Kyrgyzstan: Shocking case of domestic violence sparks demand, if little hope, for change
Reported cases of domestic violence rose 65 percent year-on-year.

“She’ll remember this afterward. She needs this. Keep filming,” says the man, urging his younger sister to keep the camera trained on him.
The scene that then unfolds has scandalized many, even in Kyrgyzstan, where grisly tales of domestic violence emerge with unerring regularity.
The man, who is aged around 50, repeatedly barks orders at a woman, his wife, to turn and face him so that he may slap her. Car tires filled with bricks are tied around her neck. Again and again, the man disappears off-screen to collect buckets of cold water that he empties over her head.
The woman filming the scene, which played out in the southern Jalal-Abad province, begs the man to stop, but he ignores her.
The wife’s offense, in her husband’s eyes, was that of going to visit her own sister without asking for permission. By recording the punishment, the man intended that the sister would learn the consequences of her and his wife defying his wishes.
The video has been widely shared on social media and messaging apps, generating considerable indignation in the process. Constrained by coronavirus-linked restrictions on assembly, activists invoked an online get-together on June 14. A rally was also held by women’s rights activists outside parliament on June 15.
The man in the video was already detained, on June 13, and has been sentenced to serve 15 days in jail.
But one-off punishments, such as they are, do not seem up to the job of ending a resilient scourge. Deputy Prime Minister Aida Ismailova said in remarks after the footage surfaced that in households where domestic violence has occurred, there are repeat incidents in at least 70 percent of the cases. The number of recorded domestic violence incidents keeps growing. In the first three months of this year, they were up by 65 percent compared to the same period in 2019.
Just acknowledging the problem does not go far enough, however.
Natalya Nikitenko, a lawmaker, proposed opening state-funded crisis centers for victims of domestic violence. All such existing facilities are run by nongovernmental groups and are funded through grants and donations.
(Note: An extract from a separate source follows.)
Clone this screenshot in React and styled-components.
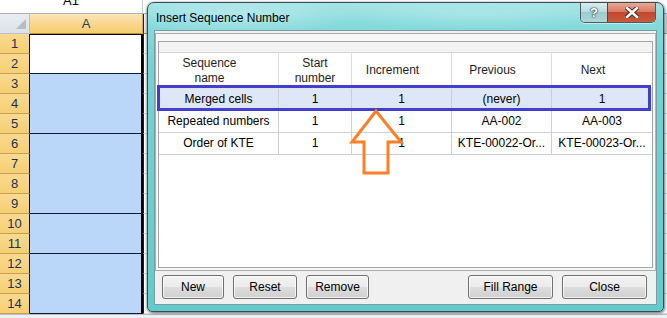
import React from 'react';
import styled, { createGlobalStyle } from 'styled-components';

const Global = createGlobalStyle`
  html, body { margin: 0; padding: 0; background: #fff; }
  body { width: 667px; height: 318px; overflow: hidden; font-family: "Liberation Sans", Arial, sans-serif; }
`;

const Screen = styled.div`
  position: relative;
  width: 667px;
  height: 318px;
  overflow: hidden;
  background: #fff;
`;

/* ---------- spreadsheet ---------- */
const FormulaBar = styled.div`
  height: 13px;
  border-bottom: 1px solid #a9b3bf;
  display: flex;
  overflow: hidden;
  background: #fff;
`;
const NameBox = styled.div`
  width: 143px;
  box-sizing: border-box;
  border-right: 1px solid #c5ccd6;
  display: flex;
  justify-content: center;
  align-items: flex-end;
  font: 13px "Liberation Sans", Arial, sans-serif;
  color: #000;
`;
const NameText = styled.span`
  line-height: 13px;
  margin-bottom: 6px;
`;

const Grid = styled.div`
  display: grid;
  grid-template-columns: 30px 113px 1fr;
  grid-template-rows: repeat(15, 20px);
`;

const Corner = styled.div`
  grid-column: 1;
  grid-row: 1;
  box-sizing: border-box;
  background: linear-gradient(180deg, #e9edf2, #dce2ea);
  border-right: 1px solid #b7c0cc;
  border-bottom: 1px solid #b7c0cc;
  display: flex;
  align-items: flex-end;
  justify-content: flex-end;
  padding: 0 3px 4px 0;
`;

const ColHeader = styled.div`
  grid-column: ${p => p.$col};
  grid-row: 1;
  box-sizing: border-box;
  display: flex;
  align-items: center;
  justify-content: center;
  font: 13px "Liberation Sans", Arial, sans-serif;
  color: #2c3c58;
  background: ${p => p.$selected
    ? 'linear-gradient(180deg, #fbe6b7 0%, #f9d891 45%, #f6cc6e 100%)'
    : 'linear-gradient(180deg, #f3f6f9, #e1e7ee)'};
  border-right: 1px solid ${p => p.$selected ? '#d9a94e' : '#c4ccd6'};
  border-bottom: 1px solid #b88f3e;
  border-left: ${p => p.$selected ? 'none' : '1px solid #1c1c1c'};
`;

const RowHeader = styled.div`
  grid-column: 1;
  grid-row: ${p => p.$row + 1};
  box-sizing: border-box;
  background: linear-gradient(180deg, #f9da90, #f6cf72);
  border-bottom: 1px solid #c99f52;
  border-right: 1px solid #111;
  display: flex;
  align-items: center;
  justify-content: center;
  font: 13px "Liberation Sans", Arial, sans-serif;
  color: #1d2f5a;
`;

const Merged = styled.div`
  grid-column: 2;
  grid-row: ${p => p.$start + 1} / span ${p => p.$span};
  box-sizing: border-box;
  background: ${p => p.$active ? '#ffffff' : '#bad7f9'};
  border-bottom: 1px solid #0d1a30;
  border-top: ${p => p.$active ? '1px solid #000' : 'none'};
  border-right: 2px solid #000;
`;

const PlainCell = styled.div`
  grid-column: 3;
  grid-row: ${p => p.$row + 1};
  box-sizing: border-box;
  background: #fff;
  border-left: 1px solid #1c1c1c;
  border-bottom: 1px solid #d6dbe2;
`;

const SheetFoot = styled.div`
  height: 4px;
  border-top: 1px solid #b9c0c8;
  background: #eef0f2;
`;

/* ---------- dialog window ---------- */
const Dialog = styled.div`
  position: absolute;
  left: 147px;
  top: 2px;
  width: 517px;
  height: 310px;
  box-sizing: border-box;
  border: 1px solid #3b4c52;
  border-radius: 7px 7px 5px 5px;
  padding: 0 6px 6px 6px;
  display: flex;
  flex-direction: column;
  background:
    radial-gradient(ellipse 120px 18px at 90px 14px, rgba(255,255,255,0.35), rgba(255,255,255,0)),
    radial-gradient(ellipse 160px 16px at 330px 12px, rgba(255,255,255,0.22), rgba(255,255,255,0)),
    linear-gradient(180deg, #a6e5e7 0%, #86dadc 6%, #74d3d5 20%, #6ccfd0 60%, #62cbcc 100%);
  box-shadow: 1px 1px 3px rgba(0, 0, 0, 0.55), -1px 0 2px rgba(0,0,0,0.25);
`;

const TitleBar = styled.div`
  height: 27px;
  display: flex;
  align-items: flex-start;
`;

const Title = styled.div`
  flex: 1;
  padding: 8px 0 0 2px;
  font: 12px "Liberation Sans", Arial, sans-serif;
  color: #000;
  line-height: 14px;
`;

const CaptionGroup = styled.div`
  display: flex;
  margin-right: 1px;
  border: 1px solid #4a5d63;
  border-top: none;
  border-radius: 0 0 5px 5px;
  overflow: hidden;
  box-shadow: 0 1px 0 rgba(255,255,255,0.5);
`;

const CaptionBtn = styled.div`
  width: ${p => p.$w}px;
  height: 19px;
  display: flex;
  align-items: center;
  justify-content: center;
  box-sizing: border-box;
  background: ${p => p.$close
    ? 'linear-gradient(180deg, #e9a795 0%, #d97c66 45%, #c2472f 50%, #c95b3f 100%)'
    : 'linear-gradient(180deg, #d6eef0 0%, #b9dde0 45%, #9ccbcf 50%, #acd7da 100%)'};
  border-left: ${p => p.$close ? '1px solid #5a4040' : 'none'};
  font: bold 13px "Liberation Sans", Arial, sans-serif;
  color: #fff;
  text-shadow: 0 0 1px #2a3a40, 0 0 1px #2a3a40, 0 0 2px #2a3a40;
`;

const Client = styled.div`
  flex: 1;
  box-sizing: border-box;
  border: 1px solid #7c9ca2;
  background: #f0f0f0;
  display: flex;
  flex-direction: column;
`;

const Panel = styled.div`
  margin-top: 2px;
  height: 238px;
  box-sizing: border-box;
  border: 1px solid #acacac;
  border-right-color: #b8b8b8;
  background: #f7f7f7;
  padding: 7px 2px 2px 2px;
  display: flex;
`;

const ListBox = styled.div`
  flex: 1;
  box-sizing: border-box;
  border: 1px solid #a5a5a5;
  background: #fff;
  display: flex;
  flex-direction: column;
  font: 12px "Liberation Sans", Arial, sans-serif;
  color: #000;
`;

const TopStrip = styled.div`
  height: 10px;
  background: #f3f3f3;
  border-bottom: 1px solid #d5d5d5;
`;

const Row = styled.div`
  position: relative;
  display: grid;
  grid-template-columns: 120px 73px 100px 100px 100px;
  height: ${p => p.$h}px;
  box-sizing: border-box;
  background: ${p => p.$selected ? '#dde7f8' : '#fff'};
  border-bottom: 1px solid ${p => p.$head ? '#e3e3e3' : '#d2d2d2'};

  ${p => p.$selected && `
    &::after {
      content: "";
      position: absolute;
      left: -2px;
      right: 1px;
      top: -4px;
      bottom: -1px;
      border: 3px solid #4040cc;
      pointer-events: none;
    }
  `}
`;

const Cell = styled.div`
  display: flex;
  align-items: center;
  justify-content: center;
  text-align: center;
  box-sizing: border-box;
  white-space: nowrap;
  line-height: 15px;
  padding-right: ${p => p.$shift ? '18px' : '0'};
  border-right: ${p => p.$last ? 'none' : `1px solid ${p.$head ? '#dedede' : '#cfcfcf'}`};
  color: ${p => p.$head ? '#1e1e1e' : '#000'};
`;

const ButtonBar = styled.div`
  margin-top: 4px;
  height: 24px;
  display: flex;
  padding: 0 9px 0 7px;
  gap: 9px;
`;

const Spacer = styled.div`
  flex: 1;
`;

const Button = styled.div`
  width: ${p => p.$w}px;
  height: 24px;
  box-sizing: border-box;
  border: 1px solid #707070;
  border-radius: 3px;
  background: linear-gradient(180deg, #f3f3f3 0%, #ebebeb 48%, #dddddd 52%, #d0d0d0 100%);
  box-shadow: inset 0 0 0 1px rgba(255,255,255,0.7);
  display: flex;
  align-items: center;
  justify-content: center;
  font: 12px "Liberation Sans", Arial, sans-serif;
  color: #000;
`;

const ArrowMark = styled.svg`
  position: absolute;
  left: 350px;
  top: 109px;
  width: 54px;
  height: 67px;
  overflow: visible;
`;

const rowNums = Array.from({ length: 14 }, (_, i) => i + 1);
const merges = [
  { start: 1, span: 2, active: true },
  { start: 3, span: 3 },
  { start: 6, span: 4 },
  { start: 10, span: 2 },
  { start: 12, span: 3 },
];

const columns = [
  { head: ['Sequence', 'name'], shift: true },
  { head: ['Start', 'number'], shift: false },
  { head: ['Increment'], shift: true },
  { head: ['Previous'], shift: true },
  { head: ['Next'], shift: true },
];

const data = [
  ['Merged cells', '1', '1', '(never)', '1'],
  ['Repeated numbers', '1', '1', 'AA-002', 'AA-003'],
  ['Order of KTE', '1', '1', 'KTE-00022-Or...', 'KTE-00023-Or...'],
];

export default function App() {
  return (
    <Screen>
      <Global />
      <FormulaBar>
        <NameBox><NameText>A1</NameText></NameBox>
      </FormulaBar>
      <Grid>
        <Corner>
          <svg width="10" height="10" viewBox="0 0 10 10">
            <polygon points="10,0 10,10 0,10" fill="#b4bcc6" />
          </svg>
        </Corner>
        <ColHeader $col={2} $selected>A</ColHeader>
        <ColHeader $col={3} />
        {rowNums.map(n => (
          <RowHeader key={n} $row={n}>{n}</RowHeader>
        ))}
        {merges.map(m => (
          <Merged key={m.start} $start={m.start} $span={m.span} $active={m.active} />
        ))}
        {rowNums.map(n => (
          <PlainCell key={n} $row={n} />
        ))}
      </Grid>
      <SheetFoot />

      <Dialog>
        <TitleBar>
          <Title>Insert Sequence Number</Title>
          <CaptionGroup>
            <CaptionBtn $w={26}>?</CaptionBtn>
            <CaptionBtn $w={48} $close>
              <svg width="14" height="11" viewBox="0 0 14 11">
                <path d="M2 1 L12 10 M12 1 L2 10" stroke="#4a2a22" strokeWidth="4.4" strokeLinecap="square" />
                <path d="M2 1 L12 10 M12 1 L2 10" stroke="#ffffff" strokeWidth="2.6" strokeLinecap="square" />
              </svg>
            </CaptionBtn>
          </CaptionGroup>
        </TitleBar>
        <Client>
          <Panel>
            <ListBox>
              <TopStrip />
              <Row $h={36} $head>
                {columns.map((c, i) => (
                  <Cell key={i} $head $shift={c.shift} $last={i === columns.length - 1}>
                    <span>{c.head.map((t, j) => (
                      <React.Fragment key={j}>{j > 0 && <br />}{t}</React.Fragment>
                    ))}</span>
                  </Cell>
                ))}
              </Row>
              {data.map((r, ri) => (
                <Row key={ri} $h={22} $selected={ri === 0}>
                  {r.map((v, ci) => (
                    <Cell key={ci} $last={ci === r.length - 1}>{v}</Cell>
                  ))}
                </Row>
              ))}
            </ListBox>
          </Panel>
          <ButtonBar>
            <Button $w={62}>New</Button>
            <Button $w={64}>Reset</Button>
            <Button $w={63}>Remove</Button>
            <Spacer />
            <Button $w={85}>Fill Range</Button>
            <Button $w={85}>Close</Button>
          </ButtonBar>
        </Client>
      </Dialog>

      <ArrowMark viewBox="0 0 54 67">
        <polygon
          points="26,2 2,33 14,33 14,64 38,64 38,33 51,33"
          fill="none"
          stroke="#ff7f27"
          strokeWidth="3"
          strokeLinejoin="miter"
        />
      </ArrowMark>
    </Screen>
  );
}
“This high-profile case has illustrated a problem that has been ripening for a long time and that has matured with the connivance of the authorities, law enforcement agencies and prosecutors,” Nikitenko said.
Lawmakers are doing their bit to make life harder for the few organizations that are now helping, however. Parliament on June 15 approved the second reading of legislation that will require NGOs to engage in more exhaustive reporting on their finances than is currently required, draining the often-small organizations of their already depleted human and financial resources.
Public shows of solidarity are also not tolerated. The June 15 rally, which was organized by a local feminist group and attended by about 10 people in full respect of social distancing requirements, was quickly broken up by a group of more than a dozen policemen.
“We made our posters in advance and gave only one day notice of our one-person pickets, because we were afraid to do it before in case of provocateurs or an attack. The police said we were spoiled and badly brought-up and accused us of failing to maintain a proper distance,” one organizer, Aizhamal Bektenova, told Eurasianet. “None of the policemen volunteered their name, position or showed any identification. One of them shoved me.”
Bishkek deputy police chief Yerlan Atantayev told Kloop news website that the rally was broken up because of the coronavirus restrictions on public gatherings.
“We say the same thing at other rallies, and people disperse. If we do not take them away from there, then other people will arrive and start making a racket,” Atantayev said.
Women’s rights activists may be forgiven for not wanting to give too much notice about their intentions to rally. When hundreds of people turned out for a peaceful march in the city center on March 8, International Women’s Day, their assembly was assaulted by a mob of men describing themselves as traditionalists seeking to uphold morality. Police on that occasion largely looked on impassively.
Last year, police recorded more than 8,000 instances of domestic violence. In around 85 percent of the cases, complaints to the authorities were withdrawn, often under pressure from relatives.
This last episode has followed in that pattern. Even as the man’s case was being heard in court, the victim appealed to judge to clear him, insisting that the entire matter was a personal family affair. Police proceeded undeterred, however, on the basis of the video material.
Ayzirek Imanaliyeva is a journalist based in Bishkek.